Full project details
The Hornsby Platform 5 and Stabling Works project was a component of the NSW Government's 'Clearways' program. For the project, Laing O’Rourke constructed a stabling yard and redeveloped Hornsby Station while working in a live rail environment.
Hornsby Station, north of Sydney, is one of the busiest rail junctions in the metropolitan system. The original four platforms handled over 530 passenger trains and 24 freight services each day, as well as daily interurban trains and regional services to Brisbane, Armidale and the North Coast. The works, which were predominantly self-delivered by Laing O’Rourke, therefore needed to be constructed adjacent to live railway, with no unplanned disruption to train services on this main arterial rail link.
Laing O’Rourke designed and constructed new track, the platform and a stabling yard to separate freight train movement, alleviating congestion in peak periods. The stabling yard holds up to six 8-car train sets to the north of the existing station, and a new 1.7 km down relief track was also constructed for freight and interurban trains. Other activities included retaining wall construction, station refurbishments, civil works and earthworks. The project was completed in 2009.

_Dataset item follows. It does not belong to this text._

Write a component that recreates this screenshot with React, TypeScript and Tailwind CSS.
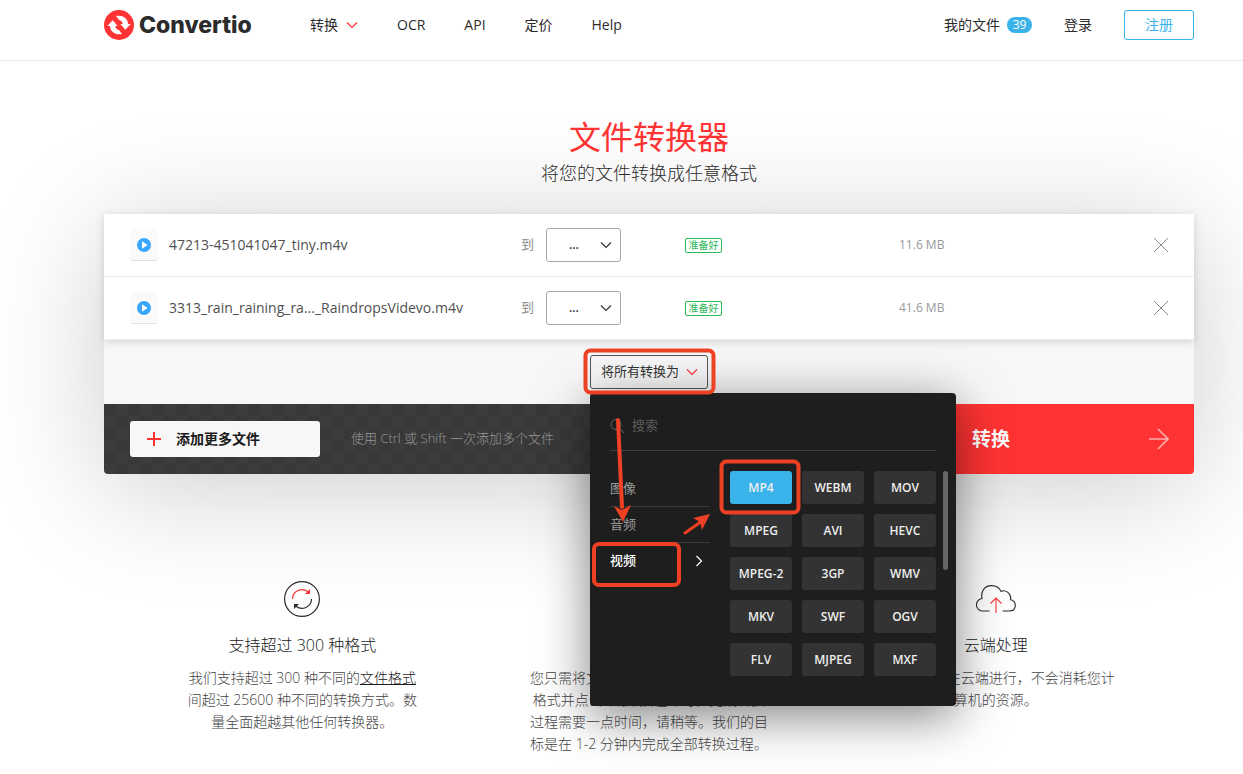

A contaminated old railway site required ground remediation in some areas to remove asbestos, in one instance immediately adjacent to a kindergarten. Proactive stakeholder consultation with the local community and best-practice work methodology resulted in the successful removal of the contaminated material. Laing O’Rourke worked with a consultant to develop a strategy to remediate and reuse the material on site, improving environmental and stakeholder outcomes.
A unique aspect of the project was the removal of a decommissioned signal box, one of only two left in New South Wales. The heritage-listed building, which dates back to 1928, was to be transferred to another part of the site to be used at a museum. Staff worked for four months to prepare the 300 tonne, two-storey signal box for the move. Non-destructive digging was used to identify hundreds of live and decommissioned cables in the process of excavating the footings and preparing a 100 m ramp to the signal box’s new location.
Key to the Hornsby Platform 5 and Stabling Works project was a safety program that promoted ownership, innovation and an open reporting culture. More than 1000 project days were worked without any lost-time injuries—a result that complemented the project’s excellent environment and community outcomes.
The success of the project saw it receive the Steve Maxwell Plate Laying Award for Best Project at the 2008 Permanent Way Institution Awards.